Thank you for your editorial Freedom to Kill (Sept. 19). We career Coast Guard families can vouch firsthand for lax marine laws, poor enforcement and rock-bottom appropriations for the Coast Guard.
This is an article from the Oct. 3, 1960 issue
I used to think that the Coast Guard's translation of Semper Paratus as "simply forgotten" was about 99% true; however, now I know SPORTS ILLUSTRATED cares.
R. J. M. KORLIS
New London, Conn.
The one thing that stops most University of Mississippi students and fellow Mississippians from wholeheartedly applauding your article (Babes, Brutes and Ole Miss, Sept. 19) was the paragraph on segregation: "One thing the university has no reason to be proud about is the fact that it is all white." Ole Miss students are very proud of their football teams, two Miss Americas, high scholastic standards and campus life. But they also hold the highest regard for their southern heritage. We are indeed very much proud of being "all white."
The students of the University of Mississippi are not only proud to be called all white, they are determined to remain all white.
MALCOLM S. DALE
Editor, The Mississippian
I myself do not attend Ole Miss but I do attend one of the larger southern universities and I'd like to say, "We are proud...."
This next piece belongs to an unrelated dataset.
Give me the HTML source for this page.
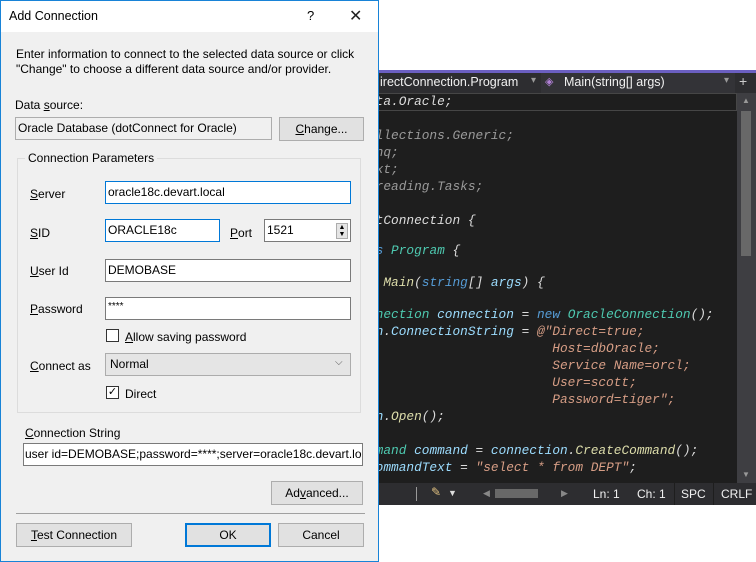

As Tacoma wound up its first Pacific Coast League season in 78° sunshine (and in second place), many of us recalled a four-paragraph piece you published May 2. Noting that rain had affected the opening-week schedule of our heroes, your writer concluded: "Apparently forgotten in the excitement of the plans for revival was the reason that Taco-ma's last Pacific Coast League team left town in 1905: The weather wasn't fit for baseball."
For the record, the Tacoma Giants drew 270,024 paid customers during the season to lead the league in this department and to place second nationally in minor league attendance—just behind Buffalo, a city more than three times Tacoma's population.
In an attempt to analyze Armin Hary's fast start (The Thief of Starts, Sept. 12) could one contributing factor be his bent elbows? (The shorter the pendulum—the faster the action.) All the other sprinters pictured had nearly extended elbows. Has anyone else noticed this?
•They have indeed. Abilene Christian Coach Oliver Jackson, for one, instructs his runners (Morrow, Young and Woodhouse among others) to keep their arms bent at about 90°. Says Jackson, "The shorter the radius of the arm's circular motion the faster and more immediate the action. By natural reflex, the legs also react this way. Hary's accentuated forward lean is another speed factor that permits the direction of the push by the feet to be as much forward (rather than up) as possible."—ED.
RATS TO RATINGS
After last year's Special Football Issue, it seemed you could never come up with another like it, but this one is even better! However—why not a higher rating for Arkansas?
Southwest City, Mo.
Have your so-called football experts gone out of their everlovin' minds? You reviewed Heidelberg College and did not even mention the team that most local and Ohio experts pick to beat Heidelberg for the Ohio Conference title—Muskingum.
New Concord, Ohio
Haven't you heard that they play football in North and South Dakota?
JAY M. ALLEN
You apparently deny the very existence of the Missouri Valley Conference!
EDWARD J. KOENIG
My eyes still ache from searching for something about Lenoir Rhyne College, Hickory, N.C., the NAIA's No. 1 team in the nation last year.
N. S. HAYDEN
I have come to the conclusion that you don't know a good football team when you see one.
Huntington Woods, Mich.
RE SAN JOSE STATE QUARTERBACK CHON GALLEGOS AND LISTED NINE INTERCEPTIONS IN 1959, WE BLUSH FOR TYPOGRAPHICAL ERROR. SHOULD HAVE BEEN ZERO INTERCEPTIONS. GALLEGOS GOOD PLAYER, FINE PASSER. PLEASE PRINT THIS CORRECTION OR I'LL BE HOMICIDE VICTIM AT HANDS OF GALLEGOS.
ATHLETIC NEWS DIRECTOR
SAN JOSE STATE COLLEGE
•SPORTS ILLUSTRATED regrets compounding Art Johnson's misdemeanor into a felony, and we're happy to put him right with his quarterback.—ED.
In Europe, gymnastics is not a "minor" sport but the major sport (EDITORIALS, Sept. 19). It is the original form of athletic competition in the world. This alone is evidence enough that gymnastics should not take a back seat in this country.
Let's give greater emphasis to gymnastics. It should be regarded as the foundation of practically all other sports. And it could be taught in all schools without any difficulty—and with infinitely more benefit than many of the subjects passing as education in the schools today.